DBT Power User Replaces the PYTHONPATH environment variable when calling the node_python_bridge.py
Describe the feature
We install pyspark using the manual download as specified here https://spark.apache.org/docs/latest/api/python/getting_started/install.html#manually-downloading
In a nutshell pyspark is distributed with the spark tarbal and you point the PYTHONPATH at your install location
However, DBT Power User replaces the PYTHONPATH environment variable before calling the node_python_bridge.py bridge. This causes our DBT instance to be unable to find pyspark.

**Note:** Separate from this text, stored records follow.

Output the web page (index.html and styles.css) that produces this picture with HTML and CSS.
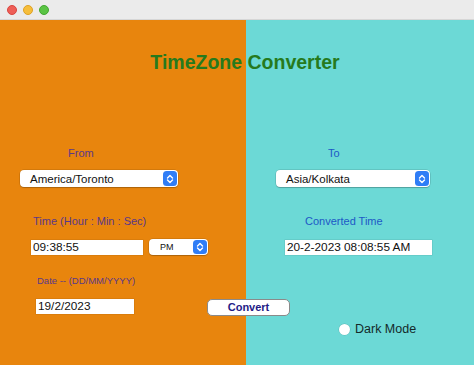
FILE: index.html
```html
<!DOCTYPE html>
<html>
<head>
<meta charset="utf-8">
<link rel="stylesheet" href="styles.css">
</head>
<body>
<div class="window">
  <div class="titlebar">
    <span class="light red"></span>
    <span class="light yellow"></span>
    <span class="light green"></span>
  </div>
  <div class="content">
    <h1 class="title">TimeZone Converter</h1>

    <div class="row row-lab1">
      <div class="half left"><span class="lab purple from">From</span></div>
      <div class="half right"><span class="lab blue to">To</span></div>
    </div>

    <div class="row row-sel">
      <div class="half left">
        <div class="select sel-from"><span class="sel-text">America/Toronto</span><span class="stepper"><svg width="8" height="10" viewBox="0 0 8 10"><path d="M1.5 4 L4 1.5 L6.5 4 M1.5 6 L4 8.5 L6.5 6" fill="none" stroke="#fff" stroke-width="1.4" stroke-linecap="round" stroke-linejoin="round"/></svg></span></div>
      </div>
      <div class="half right">
        <div class="select sel-to"><span class="sel-text">Asia/Kolkata</span><span class="stepper"><svg width="8" height="10" viewBox="0 0 8 10"><path d="M1.5 4 L4 1.5 L6.5 4 M1.5 6 L4 8.5 L6.5 6" fill="none" stroke="#fff" stroke-width="1.4" stroke-linecap="round" stroke-linejoin="round"/></svg></span></div>
      </div>
    </div>

    <div class="row row-lab2">
      <div class="half left"><span class="lab purple time">Time (Hour : Min : Sec)</span></div>
      <div class="half right"><span class="lab blue conv">Converted Time</span></div>
    </div>

    <div class="row row-time">
      <div class="half left">
        <div class="field f-time">09:38:55</div>
        <div class="select sel-ampm"><span class="sel-text small">PM</span><span class="stepper"><svg width="8" height="10" viewBox="0 0 8 10"><path d="M1.5 4 L4 1.5 L6.5 4 M1.5 6 L4 8.5 L6.5 6" fill="none" stroke="#fff" stroke-width="1.4" stroke-linecap="round" stroke-linejoin="round"/></svg></span></div>
      </div>
      <div class="half right">
        <div class="field f-conv">20-2-2023 08:08:55 AM</div>
      </div>
    </div>

    <div class="row row-lab3">
      <div class="half left"><span class="lab purple date">Date -- (DD/MM/YYYY)</span></div>
      <div class="half right"></div>
    </div>

    <div class="row row-date">
      <div class="field f-date">19/2/2023</div>
      <button class="convert">Convert</button>
    </div>

    <div class="row row-dark">
      <div class="half left"></div>
      <div class="half right">
        <span class="radio"></span><span class="dark-text">Dark Mode</span>
      </div>
    </div>
  </div>
</div>
</body>
</html>
```

FILE: styles.css
```css
* { box-sizing: border-box; }
html, body { margin: 0; padding: 0; }
body {
  width: 474px;
  height: 365px;
  overflow: hidden;
  font-family: "Liberation Sans", Arial, sans-serif;
  background: #ececec;
}
.window { width: 474px; height: 365px; display: flex; flex-direction: column; }
.titlebar {
  height: 20px;
  background: #ebebeb;
  display: flex;
  align-items: center;
  padding-left: 7px;
  gap: 6px;
  border-bottom: 1px solid #d6d6d6;
}
.light { width: 10px; height: 10px; border-radius: 50%; display: block; }
.red { background: #ee5e57; border: 0.5px solid #d9463f; }
.yellow { background: #f6be3b; border: 0.5px solid #dea124; }
.green { background: #5ac444; border: 0.5px solid #43a731; }

.content {
  flex: 1;
  background: linear-gradient(to right, #e8850d 0, #e8850d 246px, #6cd9d6 246px, #6cd9d6 100%);
}
.title {
  margin: 30px 0 0 0;
  height: 24px;
  line-height: 24px;
  font-size: 19.5px;
  font-weight: bold;
  color: #267a1d;
  text-align: center;
  padding-left: 16px;
}
.row { display: flex; }
.half.left { width: 246px; flex: none; display: flex; align-items: center; }
.half.right { flex: 1; display: flex; align-items: center; }

.lab { font-size: 11px; line-height: 14px; white-space: nowrap; }
.purple { color: #5a3889; }
.blue { color: #1d58c6; }

.row-lab1 { margin-top: 72px; height: 14px; }
.from { margin-left: 68px; }
.to { margin-left: 82px; }

.row-sel { margin-top: 10px; height: 17px; }
.select {
  height: 17px;
  background: #fff;
  border-radius: 4px;
  box-shadow: 0 0 0 0.5px rgba(0,0,0,0.18), 0 1px 1px rgba(0,0,0,0.18);
  display: flex;
  align-items: center;
  justify-content: space-between;
  padding: 0 1px 0 10px;
}
.sel-text { font-size: 11.5px; color: #111; }
.sel-text.small { font-size: 9px; }
.stepper {
  width: 14px;
  height: 15px;
  background: #2f7df6;
  border-radius: 3.5px;
  display: flex;
  align-items: center;
  justify-content: center;
}
.sel-from { margin-left: 20px; width: 158px; }
.sel-to { margin-left: 30px; width: 154px; }

.row-lab2 { margin-top: 27px; height: 14px; }
.time { margin-left: 33px; }
.conv { margin-left: 59px; }

.row-time { margin-top: 11px; height: 16px; }
.field {
  height: 15px;
  background: #fff;
  font-size: 11.8px;
  line-height: 15px;
  color: #111;
  padding-left: 2px;
  white-space: nowrap;
  box-shadow: 0 0 0 0.5px rgba(0,0,0,0.12);
}
.f-time { margin-left: 31px; width: 112px; }
.sel-ampm { margin-left: 6px; width: 59px; height: 16px; padding-left: 11px; }
.sel-ampm .stepper { height: 14px; }
.f-conv { margin-left: 39px; width: 147px; }

.row-lab3 { margin-top: 20px; height: 12px; }
.date { margin-left: 37px; font-size: 9.5px; line-height: 12px; }

.row-date { margin-top: 12px; height: 17px; align-items: flex-start; }
.f-date { margin-left: 36px; width: 98px; }
.convert {
  margin-left: 73px;
  width: 83px;
  height: 17px;
  background: #fff;
  border: 1px solid #8a8a8a;
  border-radius: 5px;
  font-family: "Liberation Sans", Arial, sans-serif;
  font-weight: bold;
  font-size: 11px;
  color: #231a86;
  padding: 0;
  line-height: 15px;
}

.row-dark { margin-top: 6px; height: 14px; }
.radio {
  width: 11px;
  height: 11px;
  border-radius: 50%;
  background: #fff;
  margin-left: 93px;
  box-shadow: 0 0 0 0.5px rgba(0,0,0,0.15);
}
.dark-text { margin-left: 5px; font-size: 12.5px; color: #142a2a; line-height: 14px; }
```
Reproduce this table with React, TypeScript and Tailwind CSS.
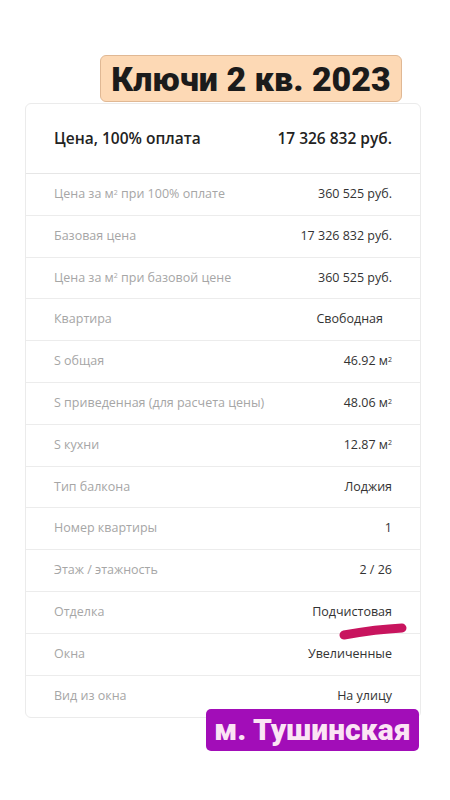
import React from 'react'

const rows: { label: React.ReactNode; value: React.ReactNode; extra?: string }[] = [
  { label: <>Цена за м<sup className="text-[7px]">2</sup> при 100% оплате</>, value: '360 525 руб.' },
  { label: 'Базовая цена', value: '17 326 832 руб.' },
  { label: <>Цена за м<sup className="text-[7px]">2</sup> при базовой цене</>, value: '360 525 руб.' },
  { label: 'Квартира', value: 'Свободная', extra: 'pr-[9px]' },
  { label: 'S общая', value: <>46.92 м<sup className="text-[7px]">2</sup></> },
  { label: 'S приведенная (для расчета цены)', value: <>48.06 м<sup className="text-[7px]">2</sup></> },
  { label: 'S кухни', value: <>12.87 м<sup className="text-[7px]">2</sup></> },
  { label: 'Тип балкона', value: 'Лоджия' },
  { label: 'Номер квартиры', value: '1' },
  { label: 'Этаж / этажность', value: '2 / 26' },
  { label: 'Отделка', value: 'Подчистовая' },
  { label: 'Окна', value: 'Увеличенные' },
  { label: 'Вид из окна', value: 'На улицу' },
]

export default function App() {
  return (
    <div className="relative w-[450px] h-[800px] bg-white overflow-hidden font-['Open_Sans','Noto_Sans',sans-serif]">
      {/* flat card */}
      <div className="ml-[25px] mt-[103px] w-[396px] rounded-[6px] border border-[#ebebeb] bg-white">
        <div className="flex items-center justify-between h-[70px] pl-[28px] pr-[28px] border-b border-[#e6e6e6]">
          <span className="text-[15.5px] font-semibold text-[#222]">Цена, 100% оплата</span>
          <span className="text-[15.5px] font-semibold text-[#222]">17 326 832 руб.</span>
        </div>
        {rows.map((r, i) => (
          <div
            key={i}
            className={`flex items-center justify-between h-[41.8px] pl-[28px] pr-[28px] text-[12.5px] ${i < rows.length - 1 ? 'border-b border-[#ececec]' : ''}`}
          >
            <span className="text-[#a6a6a6]">{r.label}</span>
            <span className={`text-[#333] ${r.extra ?? ''}`}>{r.value}</span>
          </div>
        ))}
      </div>

      {/* sticker: keys date */}
      <div className="absolute left-[100px] top-[55px] w-[302px] h-[47px] rounded-[6px] bg-[#fdd9b5] border border-[#e0b894] flex items-center justify-center">
        <span className="font-['Roboto',sans-serif] font-black text-[34px] leading-none text-[#1b1b1b]">Ключи 2 кв. 2023</span>
      </div>

      {/* marker stroke */}
      <svg className="absolute left-[336px] top-[620px]" width="74" height="22" viewBox="0 0 74 22">
        <path d="M8 15 C 25 12, 45 9, 66 8" stroke="#c8145e" strokeWidth="9" strokeLinecap="round" fill="none" />
      </svg>

      {/* sticker: metro */}
      <div className="absolute left-[206px] top-[709px] w-[213px] h-[42px] rounded-[5px] bg-[#a20db8] flex items-center justify-center">
        <span className="font-['Roboto',sans-serif] font-black text-[30px] leading-none text-[#fbe4f4]">м. Тушинская</span>
      </div>
    </div>
  )
}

https://docs.getdbt.com/docs/core/connect-data-platform/spark-setup#session
To address this DBT Power User could simply pre-pend the path to it's node_python_bridge.py directory and leave what ever was there before. export PYTHONPATH=<dbt_power_user_location>:$PYTHONPATH
Describe alternatives you've considered
The alternative is to use a venv and install pyspark. But this means we would have pyspark installed twice with the potential of having different version then the spark installed via the tarbal.
Who will benefit?
No response
Are you willing to submit PR?
- [ ] Yes I am willing to submit a PR!
We don't override the python path, the VS code Python extension does that. Simply select the Python path you wanna use by following instructions on https://docs.myaltimate.com/setup/reqdConfig/#associate-python-interpreter-with-dbt-installation
In vscode I specify the python interpreter. I point it to my venv. However, my venv does not contain a pyspark installation. Our pyspark installation is located using the environment variable PYTHONPATH.
But when I retrieve this environment variable inside the python code invoked by DBT Power User. This environment variable is set to the directory where the node_python_bridge.py file is located and thus the pyspark library cannot be loaded.